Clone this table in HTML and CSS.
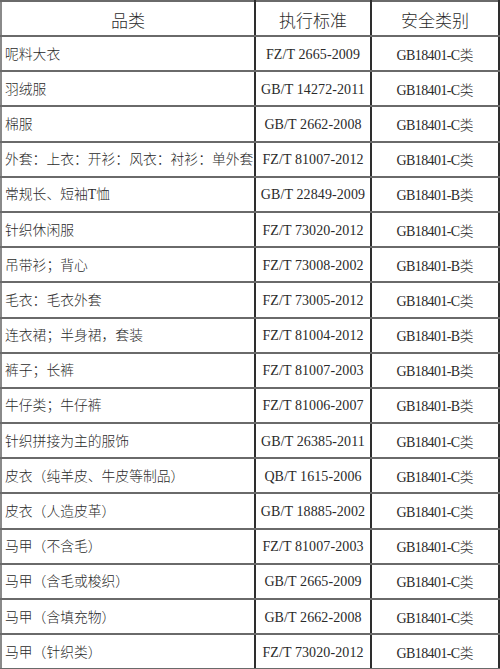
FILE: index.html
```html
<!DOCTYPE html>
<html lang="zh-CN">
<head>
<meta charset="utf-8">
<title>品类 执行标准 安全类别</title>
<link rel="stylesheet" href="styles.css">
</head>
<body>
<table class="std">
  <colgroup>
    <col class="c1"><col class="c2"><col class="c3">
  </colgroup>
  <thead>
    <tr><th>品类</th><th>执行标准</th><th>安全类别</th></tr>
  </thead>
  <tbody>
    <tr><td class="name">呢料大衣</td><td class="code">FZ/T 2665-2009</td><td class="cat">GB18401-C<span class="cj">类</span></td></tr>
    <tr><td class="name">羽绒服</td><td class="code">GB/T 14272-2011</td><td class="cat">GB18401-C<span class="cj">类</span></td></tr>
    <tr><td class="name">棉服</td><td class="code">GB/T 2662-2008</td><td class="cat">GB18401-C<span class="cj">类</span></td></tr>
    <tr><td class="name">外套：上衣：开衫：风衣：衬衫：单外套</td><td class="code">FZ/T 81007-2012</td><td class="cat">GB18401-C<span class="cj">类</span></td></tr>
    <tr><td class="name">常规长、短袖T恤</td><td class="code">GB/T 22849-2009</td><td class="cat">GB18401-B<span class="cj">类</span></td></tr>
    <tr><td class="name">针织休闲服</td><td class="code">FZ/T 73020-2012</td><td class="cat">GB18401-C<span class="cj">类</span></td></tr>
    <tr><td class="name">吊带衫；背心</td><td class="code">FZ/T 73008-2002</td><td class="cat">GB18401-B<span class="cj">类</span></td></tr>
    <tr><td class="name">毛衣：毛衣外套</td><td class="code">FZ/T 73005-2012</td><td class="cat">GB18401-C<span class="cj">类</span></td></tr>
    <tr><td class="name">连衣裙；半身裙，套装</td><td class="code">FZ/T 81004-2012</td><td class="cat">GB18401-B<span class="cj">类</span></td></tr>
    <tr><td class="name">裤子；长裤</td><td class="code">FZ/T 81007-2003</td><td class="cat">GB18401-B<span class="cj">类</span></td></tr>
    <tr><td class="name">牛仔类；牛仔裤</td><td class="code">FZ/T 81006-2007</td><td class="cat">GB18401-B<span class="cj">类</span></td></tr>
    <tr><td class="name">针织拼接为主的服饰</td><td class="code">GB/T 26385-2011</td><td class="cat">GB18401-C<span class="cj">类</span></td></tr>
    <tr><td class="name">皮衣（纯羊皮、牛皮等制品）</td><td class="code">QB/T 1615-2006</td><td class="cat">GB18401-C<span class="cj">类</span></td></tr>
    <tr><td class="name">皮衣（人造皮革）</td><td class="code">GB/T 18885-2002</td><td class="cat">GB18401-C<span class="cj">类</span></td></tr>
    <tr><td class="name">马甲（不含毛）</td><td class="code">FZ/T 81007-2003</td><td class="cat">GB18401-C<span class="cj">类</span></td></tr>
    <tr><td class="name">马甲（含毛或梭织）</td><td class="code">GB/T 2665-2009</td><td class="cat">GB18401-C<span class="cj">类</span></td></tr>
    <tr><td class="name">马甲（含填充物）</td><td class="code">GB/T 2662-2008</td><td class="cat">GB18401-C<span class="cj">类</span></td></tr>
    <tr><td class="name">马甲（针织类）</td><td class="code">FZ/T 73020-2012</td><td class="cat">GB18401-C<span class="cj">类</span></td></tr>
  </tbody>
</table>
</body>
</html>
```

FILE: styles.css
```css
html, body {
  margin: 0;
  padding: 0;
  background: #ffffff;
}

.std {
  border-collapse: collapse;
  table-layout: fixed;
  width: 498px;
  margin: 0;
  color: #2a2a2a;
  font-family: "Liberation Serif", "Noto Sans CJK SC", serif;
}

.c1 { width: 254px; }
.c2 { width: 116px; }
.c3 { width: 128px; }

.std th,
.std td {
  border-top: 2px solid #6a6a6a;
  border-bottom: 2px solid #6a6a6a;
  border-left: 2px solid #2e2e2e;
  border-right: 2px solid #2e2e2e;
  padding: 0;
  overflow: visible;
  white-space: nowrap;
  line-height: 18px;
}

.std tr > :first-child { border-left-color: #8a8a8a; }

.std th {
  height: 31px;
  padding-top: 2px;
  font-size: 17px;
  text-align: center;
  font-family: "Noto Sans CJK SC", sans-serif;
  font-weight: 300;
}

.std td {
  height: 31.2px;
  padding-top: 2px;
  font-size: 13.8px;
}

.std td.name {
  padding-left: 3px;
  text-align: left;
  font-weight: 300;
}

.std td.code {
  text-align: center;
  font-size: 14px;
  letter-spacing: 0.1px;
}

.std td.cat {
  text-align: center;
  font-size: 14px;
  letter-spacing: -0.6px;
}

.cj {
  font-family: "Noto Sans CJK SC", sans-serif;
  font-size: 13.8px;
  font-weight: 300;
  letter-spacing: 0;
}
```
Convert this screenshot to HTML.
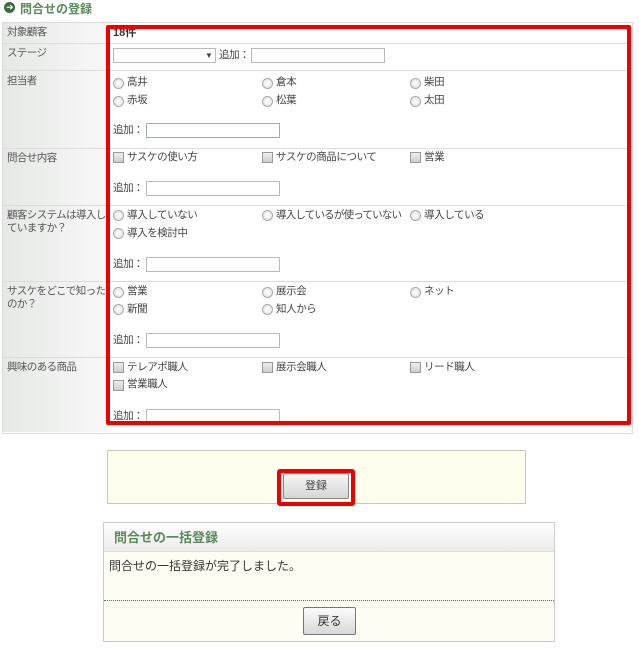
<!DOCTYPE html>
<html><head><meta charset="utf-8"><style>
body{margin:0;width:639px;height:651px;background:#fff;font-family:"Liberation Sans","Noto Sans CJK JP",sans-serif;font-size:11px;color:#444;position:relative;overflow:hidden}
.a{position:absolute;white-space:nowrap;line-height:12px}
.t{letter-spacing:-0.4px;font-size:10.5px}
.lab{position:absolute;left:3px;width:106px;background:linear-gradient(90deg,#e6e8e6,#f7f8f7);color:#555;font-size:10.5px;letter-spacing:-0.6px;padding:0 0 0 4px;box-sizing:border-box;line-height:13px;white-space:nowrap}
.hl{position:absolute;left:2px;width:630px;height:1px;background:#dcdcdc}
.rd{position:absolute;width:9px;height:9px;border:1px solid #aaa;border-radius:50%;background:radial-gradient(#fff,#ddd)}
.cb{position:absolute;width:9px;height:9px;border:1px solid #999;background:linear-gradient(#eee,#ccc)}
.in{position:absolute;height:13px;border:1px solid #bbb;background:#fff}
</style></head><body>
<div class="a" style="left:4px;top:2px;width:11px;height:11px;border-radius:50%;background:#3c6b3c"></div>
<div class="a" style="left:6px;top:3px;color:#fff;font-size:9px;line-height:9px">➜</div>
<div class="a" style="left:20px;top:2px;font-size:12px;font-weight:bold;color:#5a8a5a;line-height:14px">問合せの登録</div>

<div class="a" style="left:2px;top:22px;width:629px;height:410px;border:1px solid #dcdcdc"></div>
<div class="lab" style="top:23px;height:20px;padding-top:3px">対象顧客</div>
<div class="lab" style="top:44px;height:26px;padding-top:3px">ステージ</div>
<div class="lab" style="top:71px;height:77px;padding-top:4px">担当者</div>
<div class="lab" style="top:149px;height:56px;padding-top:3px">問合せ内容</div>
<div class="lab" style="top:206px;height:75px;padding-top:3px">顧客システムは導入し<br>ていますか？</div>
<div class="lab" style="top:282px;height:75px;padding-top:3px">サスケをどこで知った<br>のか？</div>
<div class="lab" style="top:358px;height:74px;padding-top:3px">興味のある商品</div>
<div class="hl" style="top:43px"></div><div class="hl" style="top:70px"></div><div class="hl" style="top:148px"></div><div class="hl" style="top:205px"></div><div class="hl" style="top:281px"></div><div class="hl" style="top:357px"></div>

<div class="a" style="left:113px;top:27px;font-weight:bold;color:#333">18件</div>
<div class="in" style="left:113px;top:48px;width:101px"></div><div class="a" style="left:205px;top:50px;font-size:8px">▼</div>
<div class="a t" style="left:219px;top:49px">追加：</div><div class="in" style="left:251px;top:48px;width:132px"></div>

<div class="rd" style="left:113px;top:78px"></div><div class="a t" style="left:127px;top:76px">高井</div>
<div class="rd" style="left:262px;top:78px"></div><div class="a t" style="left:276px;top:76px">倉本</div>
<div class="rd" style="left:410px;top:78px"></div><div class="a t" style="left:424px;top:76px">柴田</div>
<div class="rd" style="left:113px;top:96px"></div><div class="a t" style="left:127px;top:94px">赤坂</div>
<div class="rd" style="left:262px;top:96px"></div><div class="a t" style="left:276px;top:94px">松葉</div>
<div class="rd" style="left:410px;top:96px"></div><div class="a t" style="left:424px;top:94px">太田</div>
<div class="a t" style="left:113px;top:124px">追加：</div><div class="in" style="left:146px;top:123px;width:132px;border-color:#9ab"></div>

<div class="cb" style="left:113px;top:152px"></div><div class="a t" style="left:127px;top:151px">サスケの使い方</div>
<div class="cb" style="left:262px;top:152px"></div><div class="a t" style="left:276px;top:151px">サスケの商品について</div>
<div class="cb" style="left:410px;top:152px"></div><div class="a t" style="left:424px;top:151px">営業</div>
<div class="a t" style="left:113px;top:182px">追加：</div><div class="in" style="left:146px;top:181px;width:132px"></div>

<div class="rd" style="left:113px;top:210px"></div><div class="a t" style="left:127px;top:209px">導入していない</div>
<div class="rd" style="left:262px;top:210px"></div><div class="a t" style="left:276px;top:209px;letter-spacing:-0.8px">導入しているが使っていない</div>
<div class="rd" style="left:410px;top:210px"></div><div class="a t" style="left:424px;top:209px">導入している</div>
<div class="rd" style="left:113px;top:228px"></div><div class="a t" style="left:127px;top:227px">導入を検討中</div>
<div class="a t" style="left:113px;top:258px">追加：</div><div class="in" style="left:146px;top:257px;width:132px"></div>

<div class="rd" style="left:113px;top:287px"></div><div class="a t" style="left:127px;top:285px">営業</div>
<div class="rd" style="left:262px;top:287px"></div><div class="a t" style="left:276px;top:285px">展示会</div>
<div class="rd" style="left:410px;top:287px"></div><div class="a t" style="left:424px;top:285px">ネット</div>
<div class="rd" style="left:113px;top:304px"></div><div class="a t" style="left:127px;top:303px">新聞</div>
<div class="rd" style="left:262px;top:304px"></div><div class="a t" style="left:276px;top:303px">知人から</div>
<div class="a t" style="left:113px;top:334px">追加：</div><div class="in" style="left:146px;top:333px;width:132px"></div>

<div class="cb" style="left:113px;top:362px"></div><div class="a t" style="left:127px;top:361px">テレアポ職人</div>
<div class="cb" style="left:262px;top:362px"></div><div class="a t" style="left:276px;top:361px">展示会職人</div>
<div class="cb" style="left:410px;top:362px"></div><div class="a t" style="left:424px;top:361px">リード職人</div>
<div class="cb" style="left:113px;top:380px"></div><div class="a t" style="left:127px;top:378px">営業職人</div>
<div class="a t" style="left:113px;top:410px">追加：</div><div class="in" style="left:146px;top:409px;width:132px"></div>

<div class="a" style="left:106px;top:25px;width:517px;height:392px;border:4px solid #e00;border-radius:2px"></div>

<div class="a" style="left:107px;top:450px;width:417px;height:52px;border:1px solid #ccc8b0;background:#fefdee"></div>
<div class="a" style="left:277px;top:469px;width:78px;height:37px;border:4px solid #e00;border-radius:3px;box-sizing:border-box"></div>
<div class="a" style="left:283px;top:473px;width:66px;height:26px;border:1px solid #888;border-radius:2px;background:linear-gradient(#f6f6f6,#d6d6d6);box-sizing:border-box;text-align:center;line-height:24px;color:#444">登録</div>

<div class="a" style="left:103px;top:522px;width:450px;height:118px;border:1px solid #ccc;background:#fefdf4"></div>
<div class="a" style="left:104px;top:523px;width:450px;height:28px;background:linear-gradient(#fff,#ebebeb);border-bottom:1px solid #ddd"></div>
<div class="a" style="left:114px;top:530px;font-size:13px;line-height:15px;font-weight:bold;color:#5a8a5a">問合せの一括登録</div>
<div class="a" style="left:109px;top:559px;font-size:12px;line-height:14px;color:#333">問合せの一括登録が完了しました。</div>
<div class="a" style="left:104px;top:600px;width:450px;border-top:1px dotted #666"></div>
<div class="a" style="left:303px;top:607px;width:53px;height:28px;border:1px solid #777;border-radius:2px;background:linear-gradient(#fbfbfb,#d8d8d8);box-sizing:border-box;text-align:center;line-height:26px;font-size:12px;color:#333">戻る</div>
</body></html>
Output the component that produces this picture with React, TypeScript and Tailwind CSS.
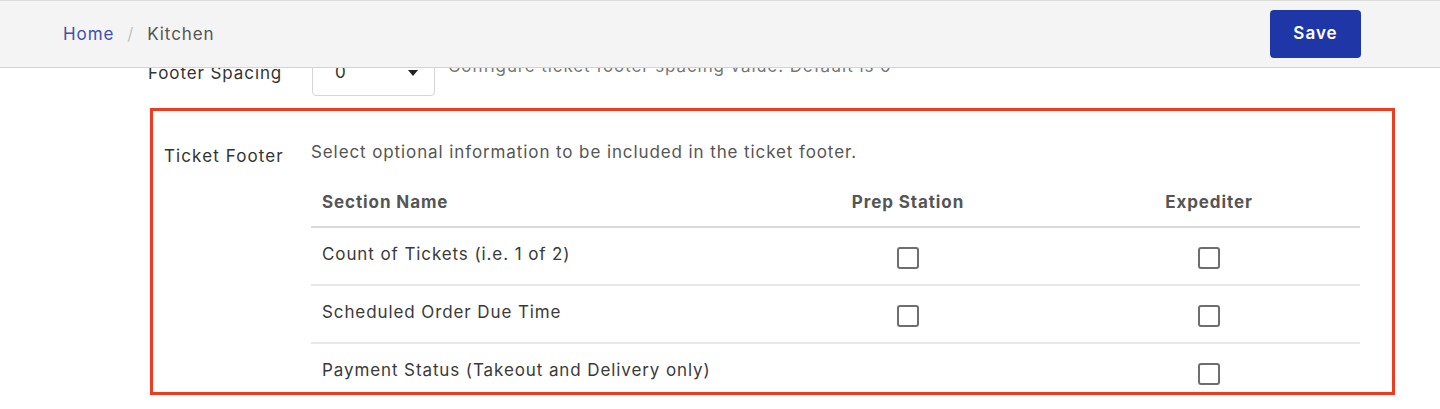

=-=-=-=-=

Go through the entries above and count the lines containing the word "this"; give only that count.

3